**To be done:** Retype, exactly as written, every line from the one containing "Rebuild this UI as HTML. Inline all styles." down to the one containing "Logstores with large", including both, and nothing else.

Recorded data
---
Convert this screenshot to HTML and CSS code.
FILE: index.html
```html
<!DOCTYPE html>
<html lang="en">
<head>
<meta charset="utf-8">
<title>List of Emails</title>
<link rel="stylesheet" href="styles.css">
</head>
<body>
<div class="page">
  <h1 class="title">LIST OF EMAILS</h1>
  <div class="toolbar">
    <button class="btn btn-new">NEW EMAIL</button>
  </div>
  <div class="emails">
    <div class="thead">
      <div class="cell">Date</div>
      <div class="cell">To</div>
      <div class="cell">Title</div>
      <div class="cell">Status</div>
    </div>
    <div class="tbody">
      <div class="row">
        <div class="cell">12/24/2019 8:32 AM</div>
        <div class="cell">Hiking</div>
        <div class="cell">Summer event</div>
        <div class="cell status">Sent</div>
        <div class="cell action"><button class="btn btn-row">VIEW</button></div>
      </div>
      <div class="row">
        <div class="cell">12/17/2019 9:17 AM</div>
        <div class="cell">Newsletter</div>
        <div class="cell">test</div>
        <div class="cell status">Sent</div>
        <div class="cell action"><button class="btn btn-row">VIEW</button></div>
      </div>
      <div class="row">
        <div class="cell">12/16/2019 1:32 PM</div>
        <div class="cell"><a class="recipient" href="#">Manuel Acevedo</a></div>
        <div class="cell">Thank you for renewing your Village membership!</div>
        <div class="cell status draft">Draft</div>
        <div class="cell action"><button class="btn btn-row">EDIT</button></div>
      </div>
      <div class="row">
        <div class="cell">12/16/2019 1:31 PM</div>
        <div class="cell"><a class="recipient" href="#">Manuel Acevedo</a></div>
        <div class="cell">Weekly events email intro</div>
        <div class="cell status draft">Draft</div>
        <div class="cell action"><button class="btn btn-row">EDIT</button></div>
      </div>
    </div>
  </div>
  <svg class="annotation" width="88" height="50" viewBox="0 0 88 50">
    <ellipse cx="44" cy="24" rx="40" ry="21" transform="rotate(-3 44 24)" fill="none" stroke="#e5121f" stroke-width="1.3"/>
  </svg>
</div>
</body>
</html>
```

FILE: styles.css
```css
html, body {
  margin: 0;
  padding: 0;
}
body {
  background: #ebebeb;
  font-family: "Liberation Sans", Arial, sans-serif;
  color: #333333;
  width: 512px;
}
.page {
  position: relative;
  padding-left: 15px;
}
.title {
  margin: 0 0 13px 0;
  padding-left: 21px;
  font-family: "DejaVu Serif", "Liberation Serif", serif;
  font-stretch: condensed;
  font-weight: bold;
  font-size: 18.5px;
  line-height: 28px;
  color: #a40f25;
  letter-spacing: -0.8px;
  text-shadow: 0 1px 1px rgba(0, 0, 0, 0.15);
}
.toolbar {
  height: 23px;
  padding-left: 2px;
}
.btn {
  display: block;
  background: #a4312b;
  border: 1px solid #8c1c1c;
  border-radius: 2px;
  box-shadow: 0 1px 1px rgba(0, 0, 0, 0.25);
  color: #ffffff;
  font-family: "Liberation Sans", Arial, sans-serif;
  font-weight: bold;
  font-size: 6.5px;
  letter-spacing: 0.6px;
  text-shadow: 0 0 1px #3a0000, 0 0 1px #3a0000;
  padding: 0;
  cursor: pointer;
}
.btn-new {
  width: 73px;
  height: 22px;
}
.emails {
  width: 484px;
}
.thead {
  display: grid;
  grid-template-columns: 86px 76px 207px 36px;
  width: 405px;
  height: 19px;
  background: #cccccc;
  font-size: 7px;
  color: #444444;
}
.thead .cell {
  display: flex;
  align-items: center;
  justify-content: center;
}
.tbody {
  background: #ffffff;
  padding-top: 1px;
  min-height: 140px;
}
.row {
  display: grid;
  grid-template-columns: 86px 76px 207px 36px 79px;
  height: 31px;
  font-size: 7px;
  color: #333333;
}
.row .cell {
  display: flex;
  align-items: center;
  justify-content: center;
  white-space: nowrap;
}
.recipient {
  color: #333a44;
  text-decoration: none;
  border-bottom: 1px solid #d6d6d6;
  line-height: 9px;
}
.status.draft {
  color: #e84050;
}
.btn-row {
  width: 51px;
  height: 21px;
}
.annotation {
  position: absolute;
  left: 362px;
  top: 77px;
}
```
---
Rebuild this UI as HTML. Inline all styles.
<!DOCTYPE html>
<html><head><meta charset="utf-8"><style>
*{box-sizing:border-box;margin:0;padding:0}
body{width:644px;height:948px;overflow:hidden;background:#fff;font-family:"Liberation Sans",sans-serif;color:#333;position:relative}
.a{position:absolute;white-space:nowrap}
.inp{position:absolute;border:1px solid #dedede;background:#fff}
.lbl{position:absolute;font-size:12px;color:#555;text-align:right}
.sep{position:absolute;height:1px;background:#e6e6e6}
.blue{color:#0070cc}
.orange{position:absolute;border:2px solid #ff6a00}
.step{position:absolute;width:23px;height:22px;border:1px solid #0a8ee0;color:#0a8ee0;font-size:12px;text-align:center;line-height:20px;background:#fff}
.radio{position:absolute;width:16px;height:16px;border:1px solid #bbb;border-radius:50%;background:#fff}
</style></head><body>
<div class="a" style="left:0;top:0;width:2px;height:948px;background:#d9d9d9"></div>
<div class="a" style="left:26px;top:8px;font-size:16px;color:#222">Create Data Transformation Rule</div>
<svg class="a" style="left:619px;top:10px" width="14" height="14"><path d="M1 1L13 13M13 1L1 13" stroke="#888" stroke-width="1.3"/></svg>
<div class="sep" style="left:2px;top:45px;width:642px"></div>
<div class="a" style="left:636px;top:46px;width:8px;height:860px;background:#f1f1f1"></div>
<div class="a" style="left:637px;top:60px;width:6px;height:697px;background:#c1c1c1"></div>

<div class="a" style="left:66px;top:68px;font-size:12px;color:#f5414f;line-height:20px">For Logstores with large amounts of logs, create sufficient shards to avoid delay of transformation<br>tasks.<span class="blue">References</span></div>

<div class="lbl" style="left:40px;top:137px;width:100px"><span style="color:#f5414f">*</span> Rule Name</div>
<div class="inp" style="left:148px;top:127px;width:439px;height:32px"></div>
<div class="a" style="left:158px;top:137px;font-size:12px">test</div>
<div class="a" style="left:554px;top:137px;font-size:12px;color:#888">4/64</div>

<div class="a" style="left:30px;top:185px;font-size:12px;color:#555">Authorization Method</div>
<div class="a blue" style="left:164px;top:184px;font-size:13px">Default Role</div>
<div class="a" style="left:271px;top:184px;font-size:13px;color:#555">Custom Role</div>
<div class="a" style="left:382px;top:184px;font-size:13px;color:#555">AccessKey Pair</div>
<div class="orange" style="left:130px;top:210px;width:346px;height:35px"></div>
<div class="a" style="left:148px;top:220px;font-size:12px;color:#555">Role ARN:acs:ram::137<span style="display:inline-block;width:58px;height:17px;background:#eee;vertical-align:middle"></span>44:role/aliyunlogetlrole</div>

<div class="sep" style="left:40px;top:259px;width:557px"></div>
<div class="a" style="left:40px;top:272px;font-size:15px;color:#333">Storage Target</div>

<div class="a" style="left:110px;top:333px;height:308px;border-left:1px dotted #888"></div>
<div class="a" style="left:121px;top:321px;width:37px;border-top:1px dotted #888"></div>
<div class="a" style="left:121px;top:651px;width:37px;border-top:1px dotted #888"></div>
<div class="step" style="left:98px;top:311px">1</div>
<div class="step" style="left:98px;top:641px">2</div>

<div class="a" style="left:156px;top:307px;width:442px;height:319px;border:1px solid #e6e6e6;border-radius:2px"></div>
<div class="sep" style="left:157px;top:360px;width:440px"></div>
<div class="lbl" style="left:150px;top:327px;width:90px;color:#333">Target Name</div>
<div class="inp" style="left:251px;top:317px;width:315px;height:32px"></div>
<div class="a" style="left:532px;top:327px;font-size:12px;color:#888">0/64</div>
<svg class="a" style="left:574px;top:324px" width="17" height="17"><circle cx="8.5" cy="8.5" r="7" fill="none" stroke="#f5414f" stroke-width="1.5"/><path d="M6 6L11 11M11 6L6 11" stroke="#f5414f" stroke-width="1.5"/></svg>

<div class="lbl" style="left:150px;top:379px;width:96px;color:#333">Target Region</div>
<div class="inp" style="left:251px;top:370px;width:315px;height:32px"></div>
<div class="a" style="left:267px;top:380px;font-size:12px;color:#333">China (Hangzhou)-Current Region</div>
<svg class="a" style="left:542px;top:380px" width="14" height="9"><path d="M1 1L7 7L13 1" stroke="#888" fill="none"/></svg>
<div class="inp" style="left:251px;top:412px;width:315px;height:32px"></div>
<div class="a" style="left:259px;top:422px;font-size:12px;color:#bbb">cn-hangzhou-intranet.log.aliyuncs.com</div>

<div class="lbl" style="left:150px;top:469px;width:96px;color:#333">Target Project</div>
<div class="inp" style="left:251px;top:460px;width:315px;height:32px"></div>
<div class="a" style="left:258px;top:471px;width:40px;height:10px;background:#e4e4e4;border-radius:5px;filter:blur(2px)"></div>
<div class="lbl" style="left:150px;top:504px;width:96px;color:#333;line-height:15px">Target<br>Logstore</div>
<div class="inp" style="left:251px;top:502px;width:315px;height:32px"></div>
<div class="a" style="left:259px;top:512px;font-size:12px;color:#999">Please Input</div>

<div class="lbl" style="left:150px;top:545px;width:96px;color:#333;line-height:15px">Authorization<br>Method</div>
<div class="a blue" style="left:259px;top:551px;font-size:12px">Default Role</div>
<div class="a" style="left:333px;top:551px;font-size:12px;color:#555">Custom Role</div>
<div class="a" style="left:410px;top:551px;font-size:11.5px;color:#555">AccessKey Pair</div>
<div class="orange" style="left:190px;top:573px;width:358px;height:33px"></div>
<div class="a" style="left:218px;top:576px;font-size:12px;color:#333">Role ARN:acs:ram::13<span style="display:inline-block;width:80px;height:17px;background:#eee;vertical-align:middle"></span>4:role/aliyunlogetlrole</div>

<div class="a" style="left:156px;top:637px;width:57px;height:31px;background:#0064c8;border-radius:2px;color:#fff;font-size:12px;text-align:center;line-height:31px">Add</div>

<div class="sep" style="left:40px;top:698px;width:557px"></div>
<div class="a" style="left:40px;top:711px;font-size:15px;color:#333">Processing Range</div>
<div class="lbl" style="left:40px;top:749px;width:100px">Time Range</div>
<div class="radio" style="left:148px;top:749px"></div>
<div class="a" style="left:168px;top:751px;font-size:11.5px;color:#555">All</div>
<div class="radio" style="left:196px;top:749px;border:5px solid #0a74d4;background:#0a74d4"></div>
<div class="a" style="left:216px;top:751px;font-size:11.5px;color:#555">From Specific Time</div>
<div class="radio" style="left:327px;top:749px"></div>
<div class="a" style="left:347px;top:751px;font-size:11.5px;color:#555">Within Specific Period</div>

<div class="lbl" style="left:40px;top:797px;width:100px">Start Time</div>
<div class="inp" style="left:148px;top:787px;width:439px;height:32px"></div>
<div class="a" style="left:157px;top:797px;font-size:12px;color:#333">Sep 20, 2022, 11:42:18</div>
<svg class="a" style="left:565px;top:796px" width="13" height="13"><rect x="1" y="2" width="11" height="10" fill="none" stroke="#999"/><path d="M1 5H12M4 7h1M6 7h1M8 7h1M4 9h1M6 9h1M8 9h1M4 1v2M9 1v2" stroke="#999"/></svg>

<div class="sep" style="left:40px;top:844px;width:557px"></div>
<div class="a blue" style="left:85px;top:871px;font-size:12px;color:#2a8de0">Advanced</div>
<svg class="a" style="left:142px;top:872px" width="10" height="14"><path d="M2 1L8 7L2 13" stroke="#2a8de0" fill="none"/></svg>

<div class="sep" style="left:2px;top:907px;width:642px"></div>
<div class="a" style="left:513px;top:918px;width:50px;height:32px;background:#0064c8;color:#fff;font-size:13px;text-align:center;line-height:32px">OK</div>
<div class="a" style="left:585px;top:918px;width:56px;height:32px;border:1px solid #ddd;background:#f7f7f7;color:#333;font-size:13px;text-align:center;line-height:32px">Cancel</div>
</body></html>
---
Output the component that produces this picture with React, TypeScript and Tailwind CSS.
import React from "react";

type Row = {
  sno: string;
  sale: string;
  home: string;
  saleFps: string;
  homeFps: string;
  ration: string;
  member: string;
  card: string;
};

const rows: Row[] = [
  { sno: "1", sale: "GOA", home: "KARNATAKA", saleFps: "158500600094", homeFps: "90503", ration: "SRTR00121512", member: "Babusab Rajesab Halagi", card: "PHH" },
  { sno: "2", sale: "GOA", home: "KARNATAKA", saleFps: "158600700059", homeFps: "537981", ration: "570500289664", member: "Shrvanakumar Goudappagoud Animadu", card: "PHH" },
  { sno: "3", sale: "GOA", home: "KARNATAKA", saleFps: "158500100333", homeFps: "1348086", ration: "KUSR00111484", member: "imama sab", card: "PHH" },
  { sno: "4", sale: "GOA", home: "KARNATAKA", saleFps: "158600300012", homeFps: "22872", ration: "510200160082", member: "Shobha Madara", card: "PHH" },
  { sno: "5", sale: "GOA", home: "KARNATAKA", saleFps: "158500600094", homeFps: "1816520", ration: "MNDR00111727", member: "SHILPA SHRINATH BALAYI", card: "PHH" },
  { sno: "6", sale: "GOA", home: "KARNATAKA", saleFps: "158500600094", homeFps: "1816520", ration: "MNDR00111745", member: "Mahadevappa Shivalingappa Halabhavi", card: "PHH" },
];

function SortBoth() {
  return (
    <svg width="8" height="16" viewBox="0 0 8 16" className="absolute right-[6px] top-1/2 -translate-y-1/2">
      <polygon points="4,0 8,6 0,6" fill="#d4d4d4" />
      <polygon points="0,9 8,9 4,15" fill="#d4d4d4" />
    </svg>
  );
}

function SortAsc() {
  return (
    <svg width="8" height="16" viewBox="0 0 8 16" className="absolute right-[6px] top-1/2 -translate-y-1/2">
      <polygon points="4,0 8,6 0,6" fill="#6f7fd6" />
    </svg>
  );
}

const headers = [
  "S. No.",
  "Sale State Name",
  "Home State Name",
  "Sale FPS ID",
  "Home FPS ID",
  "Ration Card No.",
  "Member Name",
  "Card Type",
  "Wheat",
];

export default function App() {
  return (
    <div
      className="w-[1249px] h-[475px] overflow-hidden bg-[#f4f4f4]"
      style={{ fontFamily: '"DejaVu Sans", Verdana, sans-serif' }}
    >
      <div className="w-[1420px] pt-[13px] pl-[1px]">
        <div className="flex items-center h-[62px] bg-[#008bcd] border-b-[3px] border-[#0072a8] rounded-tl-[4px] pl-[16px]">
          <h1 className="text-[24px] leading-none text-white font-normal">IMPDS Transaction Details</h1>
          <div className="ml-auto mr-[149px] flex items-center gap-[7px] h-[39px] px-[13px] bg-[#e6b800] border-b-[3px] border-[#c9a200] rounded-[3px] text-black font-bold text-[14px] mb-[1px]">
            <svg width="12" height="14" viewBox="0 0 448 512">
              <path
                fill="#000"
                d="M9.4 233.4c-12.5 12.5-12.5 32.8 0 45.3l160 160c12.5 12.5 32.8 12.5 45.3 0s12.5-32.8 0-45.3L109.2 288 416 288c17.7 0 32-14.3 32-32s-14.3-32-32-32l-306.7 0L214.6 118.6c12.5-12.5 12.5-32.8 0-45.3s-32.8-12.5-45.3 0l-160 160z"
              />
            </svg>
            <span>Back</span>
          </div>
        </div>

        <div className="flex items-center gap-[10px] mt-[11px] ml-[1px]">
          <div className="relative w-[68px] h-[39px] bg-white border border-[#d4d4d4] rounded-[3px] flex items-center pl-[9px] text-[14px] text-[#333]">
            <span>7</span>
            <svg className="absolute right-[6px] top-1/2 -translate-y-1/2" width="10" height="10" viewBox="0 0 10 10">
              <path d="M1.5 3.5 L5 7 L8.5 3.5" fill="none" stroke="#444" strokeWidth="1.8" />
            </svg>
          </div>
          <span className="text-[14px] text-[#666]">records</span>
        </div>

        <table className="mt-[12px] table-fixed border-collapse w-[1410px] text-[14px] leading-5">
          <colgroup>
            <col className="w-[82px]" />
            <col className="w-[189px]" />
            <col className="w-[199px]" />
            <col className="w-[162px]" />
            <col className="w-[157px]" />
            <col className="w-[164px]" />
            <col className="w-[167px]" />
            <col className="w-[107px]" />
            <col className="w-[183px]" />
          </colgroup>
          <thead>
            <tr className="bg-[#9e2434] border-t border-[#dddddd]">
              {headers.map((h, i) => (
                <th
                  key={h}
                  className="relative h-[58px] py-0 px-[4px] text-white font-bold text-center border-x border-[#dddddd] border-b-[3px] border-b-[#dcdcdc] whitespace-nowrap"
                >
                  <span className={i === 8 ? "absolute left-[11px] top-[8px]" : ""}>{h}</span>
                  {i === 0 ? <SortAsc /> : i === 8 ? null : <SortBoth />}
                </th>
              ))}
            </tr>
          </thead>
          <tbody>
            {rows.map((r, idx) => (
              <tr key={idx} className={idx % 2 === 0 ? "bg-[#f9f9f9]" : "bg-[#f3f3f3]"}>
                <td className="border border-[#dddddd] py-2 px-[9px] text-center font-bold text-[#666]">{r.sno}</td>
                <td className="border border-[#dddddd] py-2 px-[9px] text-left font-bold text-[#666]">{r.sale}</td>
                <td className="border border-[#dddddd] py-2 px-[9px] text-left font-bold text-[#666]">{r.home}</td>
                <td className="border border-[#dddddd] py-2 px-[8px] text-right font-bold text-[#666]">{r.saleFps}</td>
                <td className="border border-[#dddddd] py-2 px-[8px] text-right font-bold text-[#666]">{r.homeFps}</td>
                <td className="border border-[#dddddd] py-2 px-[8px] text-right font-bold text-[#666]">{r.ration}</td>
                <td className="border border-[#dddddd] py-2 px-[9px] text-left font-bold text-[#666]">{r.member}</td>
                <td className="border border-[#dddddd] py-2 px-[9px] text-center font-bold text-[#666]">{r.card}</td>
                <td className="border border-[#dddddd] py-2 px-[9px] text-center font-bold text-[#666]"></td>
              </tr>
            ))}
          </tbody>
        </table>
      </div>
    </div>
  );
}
---
**Reply to the exercise:**
Rebuild this UI as HTML. Inline all styles.
<!DOCTYPE html>
<html><head><meta charset="utf-8"><style>
*{box-sizing:border-box;margin:0;padding:0}
body{width:644px;height:948px;overflow:hidden;background:#fff;font-family:"Liberation Sans",sans-serif;color:#333;position:relative}
.a{position:absolute;white-space:nowrap}
.inp{position:absolute;border:1px solid #dedede;background:#fff}
.lbl{position:absolute;font-size:12px;color:#555;text-align:right}
.sep{position:absolute;height:1px;background:#e6e6e6}
.blue{color:#0070cc}
.orange{position:absolute;border:2px solid #ff6a00}
.step{position:absolute;width:23px;height:22px;border:1px solid #0a8ee0;color:#0a8ee0;font-size:12px;text-align:center;line-height:20px;background:#fff}
.radio{position:absolute;width:16px;height:16px;border:1px solid #bbb;border-radius:50%;background:#fff}
</style></head><body>
<div class="a" style="left:0;top:0;width:2px;height:948px;background:#d9d9d9"></div>
<div class="a" style="left:26px;top:8px;font-size:16px;color:#222">Create Data Transformation Rule</div>
<svg class="a" style="left:619px;top:10px" width="14" height="14"><path d="M1 1L13 13M13 1L1 13" stroke="#888" stroke-width="1.3"/></svg>
<div class="sep" style="left:2px;top:45px;width:642px"></div>
<div class="a" style="left:636px;top:46px;width:8px;height:860px;background:#f1f1f1"></div>
<div class="a" style="left:637px;top:60px;width:6px;height:697px;background:#c1c1c1"></div>

<div class="a" style="left:66px;top:68px;font-size:12px;color:#f5414f;line-height:20px">For Logstores with large amounts of logs, create sufficient shards to avoid delay of transformation<br>tasks.<span class="blue">References</span></div>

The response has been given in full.